* _Dataset content_
◆ ◆ ◆ ◆

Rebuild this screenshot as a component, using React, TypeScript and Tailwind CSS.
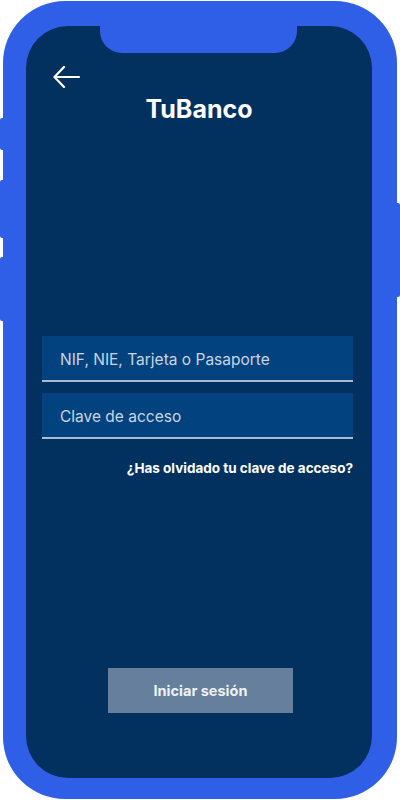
import React from "react";

function BackArrow() {
  return (
    <svg width="28" height="22" viewBox="0 0 28 22" fill="none" stroke="white" strokeWidth="2.2" strokeLinecap="round" strokeLinejoin="round">
      <path d="M26 11H2" />
      <path d="M11 1L1.5 11l9.5 10" />
    </svg>
  );
}

export default function App() {
  return (
    <div className="relative w-[400px] h-[800px] bg-white overflow-hidden" style={{ fontFamily: "Inter, 'Noto Sans', sans-serif" }}>
      {/* side buttons */}
      <div className="absolute left-0 top-[118px] w-[6px] h-[32px] bg-[#2f5fe6] rounded-l-[2px]" />
      <div className="absolute left-0 top-[180px] w-[6px] h-[58px] bg-[#2f5fe6] rounded-l-[2px]" />
      <div className="absolute left-0 top-[257px] w-[6px] h-[64px] bg-[#2f5fe6] rounded-l-[2px]" />
      <div className="absolute right-0 top-[203px] w-[6px] h-[94px] bg-[#2f5fe6] rounded-r-[2px]" />

      <div className="relative ml-[3px] mt-[1px] w-[394px] h-[798px] rounded-[62px] bg-[#2f5fe6] pl-[23px] pr-[25px] pt-[25px] pb-[21px]">
        <div className="relative h-full rounded-[42px] bg-[#03315f]">
          {/* notch */}
          <div className="absolute left-[74px] top-0 w-[197px] h-[27px] bg-[#2f5fe6] rounded-b-[22px]" />

          <div className="flex flex-col">
            <div className="ml-[27px] mt-[40px] h-[22px]">
              <BackArrow />
            </div>
            <h1 className="mt-[6px] text-center text-white font-bold text-[25px] leading-[30px]">TuBanco</h1>

            <div className="ml-[16px] mt-[212px] w-[311px] flex flex-col gap-[11px]">
              <div className="h-[46px] bg-[#02437f] border-b-2 border-[#a9bcd2] pl-[18px] pt-[3px] flex items-center text-[15.5px] text-[#c9d5e3]">
                NIF, NIE, Tarjeta o Pasaporte
              </div>
              <div className="h-[46px] bg-[#02437f] border-b-2 border-[#a9bcd2] pl-[18px] pt-[3px] flex items-center text-[15.5px] text-[#c9d5e3]">
                Clave de acceso
              </div>
            </div>
            <div className="ml-[16px] w-[311px] mt-[20px] text-right text-white font-bold text-[13.5px] leading-[18px]">
              ¿Has olvidado tu clave de acceso?
            </div>

            <div className="ml-[82px] mt-[191px] w-[185px] h-[45px] bg-[#667f9c] flex items-center justify-center text-[#eef2f6] font-bold text-[14.5px]">
              Iniciar sesión
            </div>
          </div>
        </div>
      </div>
    </div>
  );
}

◆ ◆ ◆ ◆

* _Task_
Reproduce the full listing above verbatim, with no pictures included.

* _Full response_
Rebuild this screenshot as a component, using React, TypeScript and Tailwind CSS.
import React from "react";

function BackArrow() {
  return (
    <svg width="28" height="22" viewBox="0 0 28 22" fill="none" stroke="white" strokeWidth="2.2" strokeLinecap="round" strokeLinejoin="round">
      <path d="M26 11H2" />
      <path d="M11 1L1.5 11l9.5 10" />
    </svg>
  );
}

export default function App() {
  return (
    <div className="relative w-[400px] h-[800px] bg-white overflow-hidden" style={{ fontFamily: "Inter, 'Noto Sans', sans-serif" }}>
      {/* side buttons */}
      <div className="absolute left-0 top-[118px] w-[6px] h-[32px] bg-[#2f5fe6] rounded-l-[2px]" />
      <div className="absolute left-0 top-[180px] w-[6px] h-[58px] bg-[#2f5fe6] rounded-l-[2px]" />
      <div className="absolute left-0 top-[257px] w-[6px] h-[64px] bg-[#2f5fe6] rounded-l-[2px]" />
      <div className="absolute right-0 top-[203px] w-[6px] h-[94px] bg-[#2f5fe6] rounded-r-[2px]" />

      <div className="relative ml-[3px] mt-[1px] w-[394px] h-[798px] rounded-[62px] bg-[#2f5fe6] pl-[23px] pr-[25px] pt-[25px] pb-[21px]">
        <div className="relative h-full rounded-[42px] bg-[#03315f]">
          {/* notch */}
          <div className="absolute left-[74px] top-0 w-[197px] h-[27px] bg-[#2f5fe6] rounded-b-[22px]" />

          <div className="flex flex-col">
            <div className="ml-[27px] mt-[40px] h-[22px]">
              <BackArrow />
            </div>
            <h1 className="mt-[6px] text-center text-white font-bold text-[25px] leading-[30px]">TuBanco</h1>

            <div className="ml-[16px] mt-[212px] w-[311px] flex flex-col gap-[11px]">
              <div className="h-[46px] bg-[#02437f] border-b-2 border-[#a9bcd2] pl-[18px] pt-[3px] flex items-center text-[15.5px] text-[#c9d5e3]">
                NIF, NIE, Tarjeta o Pasaporte
              </div>
              <div className="h-[46px] bg-[#02437f] border-b-2 border-[#a9bcd2] pl-[18px] pt-[3px] flex items-center text-[15.5px] text-[#c9d5e3]">
                Clave de acceso
              </div>
            </div>
            <div className="ml-[16px] w-[311px] mt-[20px] text-right text-white font-bold text-[13.5px] leading-[18px]">
              ¿Has olvidado tu clave de acceso?
            </div>

            <div className="ml-[82px] mt-[191px] w-[185px] h-[45px] bg-[#667f9c] flex items-center justify-center text-[#eef2f6] font-bold text-[14.5px]">
              Iniciar sesión
            </div>
          </div>
        </div>
      </div>
    </div>
  );
}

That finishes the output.